In 1976, Abbey became director of flight crew operations, where he directed operational planning and managed the overall direction and management of flight crew and flight control activities for human spaceflight missions. He led crew operational systems during a period when NASA increasingly emphasized the structured management of mission preparation, rehearsals, and the coordination of flight control with crew needs. His influence extended beyond scheduling and logistics, reflecting his belief that crew performance depended on carefully designed operational frameworks.
As NASA shifted into the Space Shuttle years, Abbey continued to lead in crew and aircraft operations as director of the Flight Crew Operations Directorate beginning in the early 1980s. He selected crews for early Shuttle flights and played a central role in how NASA organized human spaceflight responsibilities around reliable, repeatable processes. His operational decisions were closely tied to NASA’s efforts to broaden participation and demonstrate new capabilities, including the assignment that placed the first American woman in space on a Shuttle mission.

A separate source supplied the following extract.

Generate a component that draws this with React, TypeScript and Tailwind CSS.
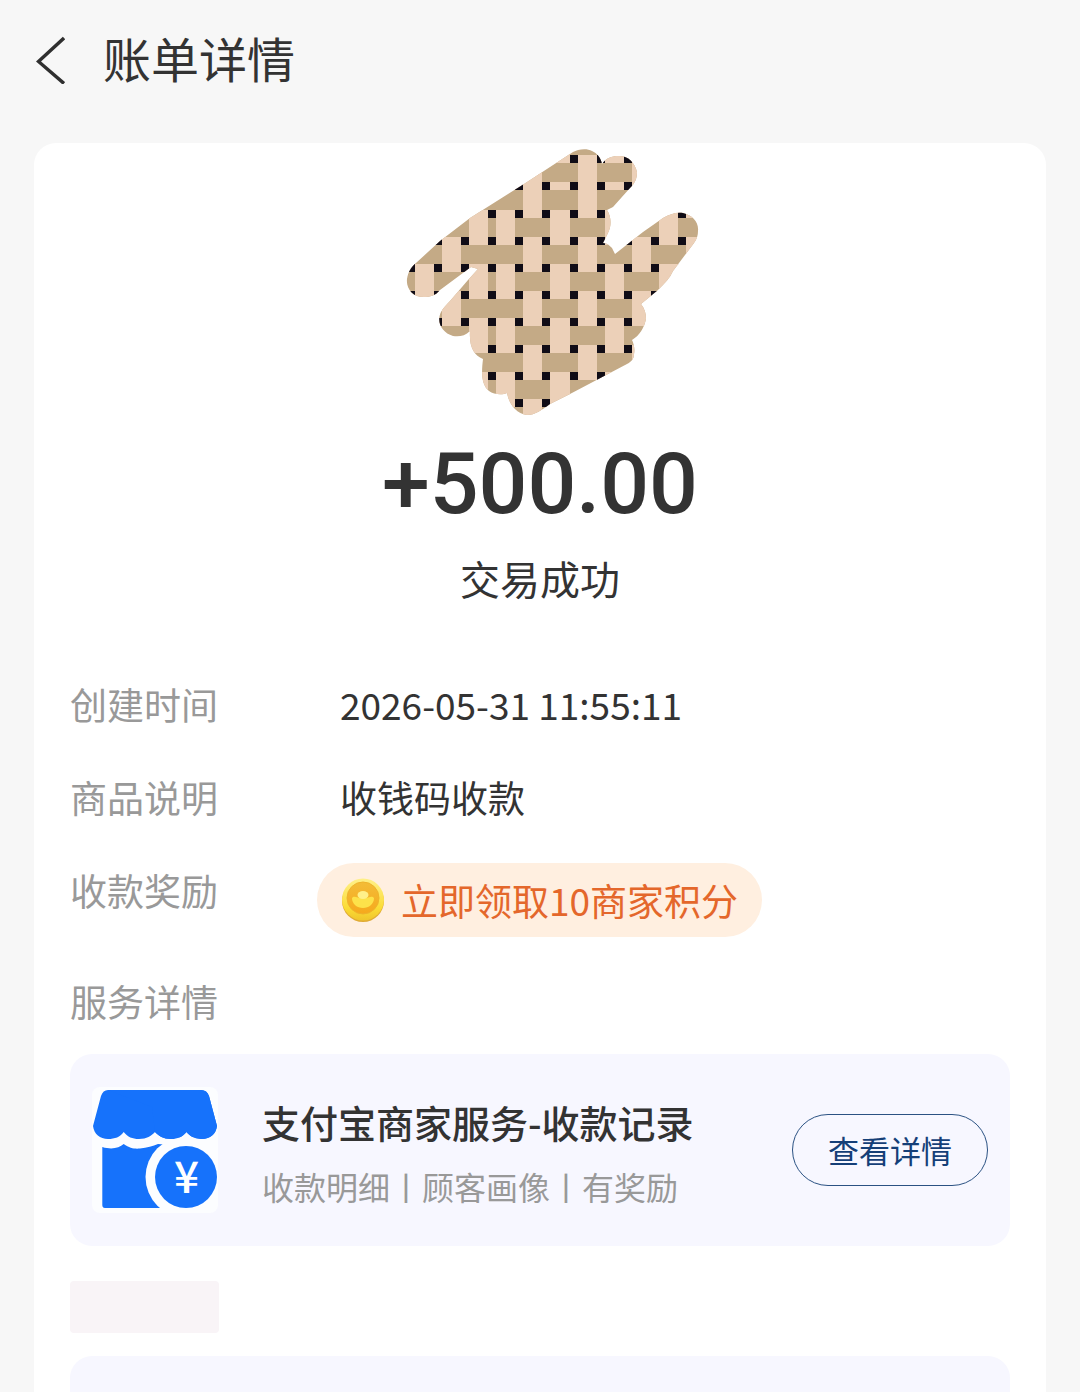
import type { ReactNode } from 'react'

// ─── Icons ────────────────────────────────────────────────────────────────────

function BackIcon() {
  return (
    <svg width="29" height="48" viewBox="0 0 29 48" fill="none" className="shrink-0" aria-hidden="true">
      <path d="M28 2L2.5 25.5L28 47.5" stroke="#2f2f2f" strokeWidth="3.4" />
    </svg>
  )
}

function CoinIcon() {
  return (
    <svg width="44" height="44" viewBox="0 0 44 44" className="shrink-0" aria-hidden="true">
      <defs>
        <linearGradient id="coin-rim" x1="0" y1="0" x2="0" y2="1">
          <stop offset="0" stopColor="#fff08a" />
          <stop offset="0.7" stopColor="#fbdc35" />
          <stop offset="1" stopColor="#f0c52c" />
        </linearGradient>
        <linearGradient id="coin-face" x1="0" y1="0" x2="0" y2="1">
          <stop offset="0" stopColor="#f3bc38" />
          <stop offset="1" stopColor="#f6a91c" />
        </linearGradient>
      </defs>
      <circle cx="22" cy="23" r="21" fill="#e0ab35" />
      <circle cx="22" cy="21.5" r="21" fill="url(#coin-rim)" />
      <circle cx="22" cy="20" r="16" fill="url(#coin-face)" stroke="#eeb32c" />
      <path d="M11 20C13 17 16 20 22 20C28 20 31 17 33 20C33 26 28 30 22 30C16 30 11 26 11 20Z" fill="#fde24a" />
      <ellipse cx="22" cy="17" rx="5.5" ry="4" fill="#fff08a" />
    </svg>
  )
}

function ShopIcon() {
  return (
    <svg width="126" height="126" viewBox="0 0 126 126" className="shrink-0 rounded-lg" aria-hidden="true">
      <rect width="126" height="126" fill="#fcfdff" />
      <path
        d="M16 3H109Q115 3 117 9L125 39C124 47 118 52 110 52C102 52 98 49 94.5 45C90 50 86 52 79 52C71 52 67 49 63 45C59 49 55 52 47 52C40 52 36 50 31.7 45C28 50 23 52 16 52C8 52 2 47 1 39L9 9Q11 3 16 3Z"
        fill="#1672fb"
      />
      <path
        d="M10.3 60C20 63 27 61 31.7 57C38 61.5 43 62 48 61.5C55 61 61 59 66 57L78 58V121H13Q10.3 121 10.3 118Z"
        fill="#1672fb"
      />
      <circle cx="94" cy="90" r="40.5" fill="#fcfdff" />
      <path
        d="M16 3H109Q115 3 117 9L125 39C124 47 118 52 110 52C102 52 98 49 94.5 45C90 50 86 52 79 52C71 52 67 49 63 45L60 20Z"
        fill="#1672fb"
      />
      <circle cx="94" cy="90" r="31" fill="#1672fb" />
      <text x="94.5" y="106" textAnchor="middle" fill="#fff" fontSize="44" fontWeight="500" fontFamily="Noto Sans CJK SC, sans-serif">
        ¥
      </text>
    </svg>
  )
}

// ─── Woven patch ──────────────────────────────────────────────────────────────

const PITCH = 27.1
const KNOT = 8
const COL0 = 406.9
const ROW0 = 128.2

const colX = (c: number) => Math.round(COL0 + c * PITCH)
const rowY = (r: number) => Math.round(ROW0 + r * PITCH)

// 1 = the vertical strip passes over the horizontal one
const WEAVE = [0, 1, 0, 0, 1, 0, 1, 0, 1, 0, 1]
const ROWS = [false, true, true, false, true, false, true, false, true, false, true]

function WovenPatch() {
  return (
    <svg width="340" height="295" viewBox="370 143 340 295" className="mx-auto block" aria-hidden="true">
      <defs>
        <clipPath id="patch">
          <path d="M550 167L573 152C578 149 587 148 592 151C597 153 601 158 602 164C606 158 612 156 618 156C627 155 635 162 637 172C637 179 635 183 630 188L613 207L607 210C611 216 612 225 608 233L603 243C607 243 610 246 612 248L615 254L643 232L663 218C670 214 676 212 683 213C692 215 699 222 698 231C698 235 697 239 694 243L673 271C670 278 665 283 658 290L641 304C645 309 646 314 646 319C644 328 640 335 632 340C634 344 635 350 634 354C634 359 631 362 627 364L570 394L550 404C542 410 535 415 527 415C516 414 509 404 507 393C503 395 494 395 489 391C482 385 481 375 483 359C474 355 469 347 470 331C465 336 459 337 453 336C442 333 436 322 441 312C443 308 447 304 450 301L468 280L478 269L471 267L440 290C435 296 430 297 424 297C413 297 406 289 407 279C408 272 411 267 416 263L440 241L470 218L524 184Z" />
        </clipPath>
      </defs>
      <g clipPath="url(#patch)">
        <rect x="400" y="143" width="310" height="280" fill="#c4aa86" />
        {ROWS.map((row, r) => {
          const y = rowY(r)
          return (
            <g key={r}>
              <rect x="400" y={y} width="310" height={KNOT} fill="#ecd0b8" />
              {WEAVE.map((v, c) => {
                const x = colX(c)
                const over = row ? v === 1 : v === 0
                return (
                  <g key={c}>
                    {over && (
                      <rect
                        x={x + KNOT}
                        y={y + KNOT}
                        width={colX(c + 1) - x - KNOT}
                        height={rowY(r + 1) - y - KNOT}
                        fill="#ecd0b8"
                      />
                    )}
                    <rect x={x} y={y} width={KNOT} height={KNOT} fill="#100c16" />
                  </g>
                )
              })}
            </g>
          )
        })}
      </g>
    </svg>
  )
}

// ─── Page ─────────────────────────────────────────────────────────────────────

function DetailRow({ label, children }: { label: string; children: ReactNode }) {
  return (
    <div className="flex items-start text-[37px] leading-[54px]">
      <dt className="w-[270px] shrink-0 text-[#999999]">{label}</dt>
      <dd className="text-[#333333]">{children}</dd>
    </div>
  )
}

export default function App() {
  return (
    <div className="flex min-h-screen flex-col bg-[#f7f7f7] font-['Noto_Sans_CJK_SC',sans-serif] text-[#333333]">
      <header className="mb-6 flex h-[119px] items-center gap-[38px] px-9">
        <button type="button" aria-label="返回">
          <BackIcon />
        </button>
        <h1 className="pb-1.5 text-[48px] leading-[72px]">账单详情</h1>
      </header>

      <main className="mx-[34px] flex flex-1 flex-col rounded-t-[22px] bg-white px-9">
        <WovenPatch />
        <p className="text-center font-[Roboto,sans-serif] text-[86px] leading-[92px] font-medium">+500.00</p>
        <p className="mt-[18px] text-center text-[40px] leading-[60px]">交易成功</p>

        <dl className="mt-[69px] flex flex-col gap-[39px]">
          <DetailRow label="创建时间">2026-05-31 11:55:11</DetailRow>
          <DetailRow label="商品说明">收钱码收款</DetailRow>
          <DetailRow label="收款奖励">
            <button
              type="button"
              className="-ml-[23px] flex h-[74px] items-center gap-4 rounded-full bg-[#ffefe0] px-6 text-[#e4672b]"
            >
              <CoinIcon />
              立即领取10商家积分
            </button>
          </DetailRow>
        </dl>

        <h2 className="mt-[37px] text-[37px] leading-[54px] text-[#999999]">服务详情</h2>
        <section className="mt-[26px] flex h-[192px] shrink-0 items-center rounded-[22px] bg-[#f7f7ff] px-[22px]">
          <ShopIcon />
          <div className="ml-11 flex-1 pt-2">
            <h3 className="text-[38px] leading-[64px] font-medium">支付宝商家服务-收款记录</h3>
            <p className="text-[32px] leading-[64px] text-[#999999]">收款明细丨顾客画像丨有奖励</p>
          </div>
          <button
            type="button"
            className="h-[72px] w-[196px] shrink-0 rounded-full border border-[#2b5283] text-[31px] text-[#153f78]"
          >
            查看详情
          </button>
        </section>

        <div className="mt-[35px] h-[52px] w-[149px] shrink-0 rounded bg-[#f9f4f7]" />
        <div className="mt-[23px] min-h-9 flex-1 rounded-t-[22px] bg-[#f7f7ff]" />
      </main>
    </div>
  )
}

In 1988, Abbey moved to NASA Headquarters as deputy associate administrator for space flight, expanding his focus from center-level operations to broader agency strategy for human spaceflight. That role connected his operational leadership to higher-level policy and planning work, including the agency’s long-range thinking about the Moon and missions intended to support future exploration. He also helped align operational concerns with the political and diplomatic realities of program design and international expectations.
In 1990, he was selected as deputy for operations and senior NASA representative to the Synthesis Group, a body tasked with defining strategies for returning to the Moon and landing on Mars. Abbey’s work there reflected his tendency to treat exploration plans as operational challenges that needed credible execution pathways rather than purely visionary schedules. He later became senior director for civil space policy for the National Space Council, where he contributed to shifting U.S. space direction in the post–Soviet period and supported approaches that explored collaboration with Russia.

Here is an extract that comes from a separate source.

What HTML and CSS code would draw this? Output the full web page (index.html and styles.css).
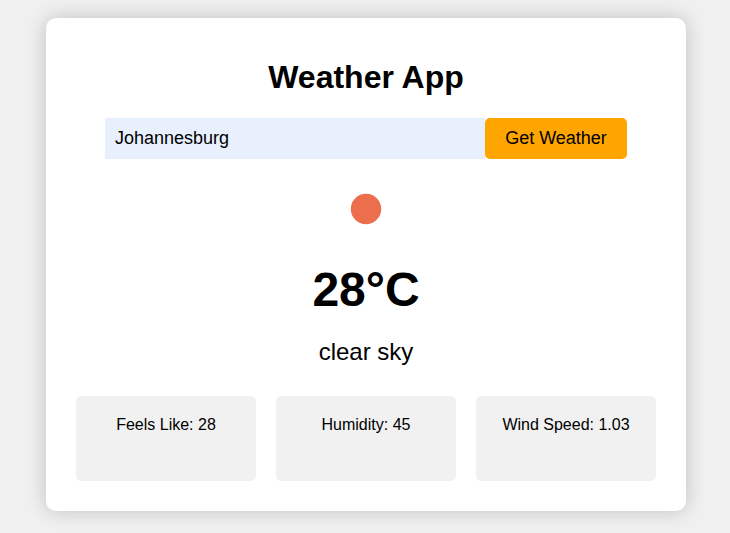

Abbey returned to center-level leadership in the early 1990s, becoming special assistant to the NASA administrator in 1992 before taking on increasing responsibility at the Johnson Space Center. In 1994, he served as deputy director of JSC, and in 1996 he was selected as director. As director, he led the center through a demanding period that included oversight connected to Shuttle-Mir activities and the initial phases of International Space Station development.
During his JSC directorship (1996–2001), Abbey provided oversight, management, and guidance as NASA carried forward Shuttle-Mir and worked toward the first phases of the ISS. He also contributed to conceptual and managerial decisions around the architecture of a future permanently crewed station, influencing the direction of how NASA moved away from earlier station proposals. His stance emphasized affordability and feasibility, and his involvement helped shape a modular alternative that could realistically be built and operated through international partnerships.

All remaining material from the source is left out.